GOAL: Leave out the pictures and repeat the rest of the material exactly.
*** COLLECTED DATA ***
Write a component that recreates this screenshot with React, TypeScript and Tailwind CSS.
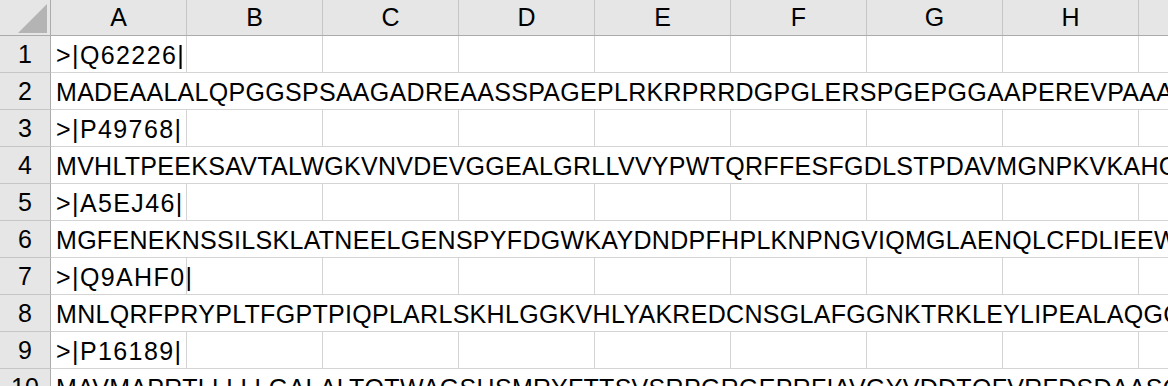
import React from 'react';

const columns = ['A', 'B', 'C', 'D', 'E', 'F', 'G', 'H', 'I'];

// odd rows hold the FASTA header, even rows the sequence that spills over the cells
const rows: string[] = [
  '>|Q62226|',
  'MADEAALALQPGGSPSAAGADREAASSPAGEPLRKRPRRDGPGLERSPGEPGGAAPEREVPAAARAVSEPG',
  '>|P49768|',
  'MVHLTPEEKSAVTALWGKVNVDEVGGEALGRLLVVYPWTQRFFESFGDLSTPDAVMGNPKVKAHGKKVLGAF',
  '>|A5EJ46|',
  'MGFENEKNSSILSKLATNEELGENSPYFDGWKAYDNDPFHPLKNPNGVIQMGLAENQLCFDLIEEWTRKNP',
  '>|Q9AHF0|',
  'MNLQRFPRYPLTFGPTPIQPLARLSKHLGGKVHLYAKREDCNSGLAFGGNKTRKLEYLIPEALAQGCDTLV',
  '>|P16189|',
  'MAVMAPRTLLLLLGALALTQTWAGSHSMRYFTTSVSRPGRGEPRFIAVGYVDDTQFVRFDSDAASQRMEP',
];

const font = { fontFamily: '"Liberation Sans", Arial, sans-serif' };

const HeaderRow = () => (
  <div className="flex h-[36px] shrink-0 bg-[#e6e6e6] border-b border-[#ababab]">
    <div className="relative w-[51px] shrink-0 border-r border-[#ababab]">
      <svg className="absolute left-0 top-0" width="50" height="35" viewBox="0 0 50 35">
        <polygon points="18,33 47,33 47,4" fill="#b4b4b4" />
      </svg>
    </div>
    {columns.map((c) => (
      <div
        key={c}
        className="w-[136px] shrink-0 border-r border-[#c6c6c6] flex items-center justify-center text-[25px] text-black pt-[1px]"
      >
        {c}
      </div>
    ))}
  </div>
);

const Row = ({ n, value }: { n: number; value: string }) => {
  const spills = value.length > 12;
  return (
    <div className="flex h-[37px] shrink-0">
      <div className="w-[51px] shrink-0 bg-[#e6e6e6] border-r border-[#ababab] border-b border-b-[#c6c6c6] flex items-center justify-center text-[25px] text-black pt-[2px]">
        {n}
      </div>
      {spills ? (
        <div className="flex-1 border-b border-[#d4d4d4] flex items-center pl-[5px] pt-[3px] text-[25px] tracking-[0.3px] text-black whitespace-nowrap overflow-hidden">
          {value}
        </div>
      ) : (
        <>
          <div className="w-[136px] shrink-0 border-r border-b border-[#d4d4d4] flex items-center pl-[5px] pt-[3px] text-[25px] tracking-[1.4px] text-black whitespace-nowrap">
            {value}
          </div>
          {columns.slice(1).map((c) => (
            <div key={c} className="w-[136px] shrink-0 border-r border-b border-[#d4d4d4]" />
          ))}
        </>
      )}
    </div>
  );
};

export default function App() {
  return (
    <div className="w-[1168px] h-[386px] overflow-hidden bg-white flex flex-col" style={font}>
      <HeaderRow />
      {rows.map((v, i) => (
        <Row key={i} n={i + 1} value={v} />
      ))}
    </div>
  );
}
***
WRITTEN RESPONSE:
Write a component that recreates this screenshot with React, TypeScript and Tailwind CSS.
import React from 'react';

const columns = ['A', 'B', 'C', 'D', 'E', 'F', 'G', 'H', 'I'];

// odd rows hold the FASTA header, even rows the sequence that spills over the cells
const rows: string[] = [
  '>|Q62226|',
  'MADEAALALQPGGSPSAAGADREAASSPAGEPLRKRPRRDGPGLERSPGEPGGAAPEREVPAAARAVSEPG',
  '>|P49768|',
  'MVHLTPEEKSAVTALWGKVNVDEVGGEALGRLLVVYPWTQRFFESFGDLSTPDAVMGNPKVKAHGKKVLGAF',
  '>|A5EJ46|',
  'MGFENEKNSSILSKLATNEELGENSPYFDGWKAYDNDPFHPLKNPNGVIQMGLAENQLCFDLIEEWTRKNP',
  '>|Q9AHF0|',
  'MNLQRFPRYPLTFGPTPIQPLARLSKHLGGKVHLYAKREDCNSGLAFGGNKTRKLEYLIPEALAQGCDTLV',
  '>|P16189|',
  'MAVMAPRTLLLLLGALALTQTWAGSHSMRYFTTSVSRPGRGEPRFIAVGYVDDTQFVRFDSDAASQRMEP',
];

const font = { fontFamily: '"Liberation Sans", Arial, sans-serif' };

const HeaderRow = () => (
  <div className="flex h-[36px] shrink-0 bg-[#e6e6e6] border-b border-[#ababab]">
    <div className="relative w-[51px] shrink-0 border-r border-[#ababab]">
      <svg className="absolute left-0 top-0" width="50" height="35" viewBox="0 0 50 35">
        <polygon points="18,33 47,33 47,4" fill="#b4b4b4" />
      </svg>
    </div>
    {columns.map((c) => (
      <div
        key={c}
        className="w-[136px] shrink-0 border-r border-[#c6c6c6] flex items-center justify-center text-[25px] text-black pt-[1px]"
      >
        {c}
      </div>
    ))}
  </div>
);

const Row = ({ n, value }: { n: number; value: string }) => {
  const spills = value.length > 12;
  return (
    <div className="flex h-[37px] shrink-0">
      <div className="w-[51px] shrink-0 bg-[#e6e6e6] border-r border-[#ababab] border-b border-b-[#c6c6c6] flex items-center justify-center text-[25px] text-black pt-[2px]">
        {n}
      </div>
      {spills ? (
        <div className="flex-1 border-b border-[#d4d4d4] flex items-center pl-[5px] pt-[3px] text-[25px] tracking-[0.3px] text-black whitespace-nowrap overflow-hidden">
          {value}
        </div>
      ) : (
        <>
          <div className="w-[136px] shrink-0 border-r border-b border-[#d4d4d4] flex items-center pl-[5px] pt-[3px] text-[25px] tracking-[1.4px] text-black whitespace-nowrap">
            {value}
          </div>
          {columns.slice(1).map((c) => (
            <div key={c} className="w-[136px] shrink-0 border-r border-b border-[#d4d4d4]" />
          ))}
        </>
      )}
    </div>
  );
};

export default function App() {
  return (
    <div className="w-[1168px] h-[386px] overflow-hidden bg-white flex flex-col" style={font}>
      <HeaderRow />
      {rows.map((v, i) => (
        <Row key={i} n={i + 1} value={v} />
      ))}
    </div>
  );
}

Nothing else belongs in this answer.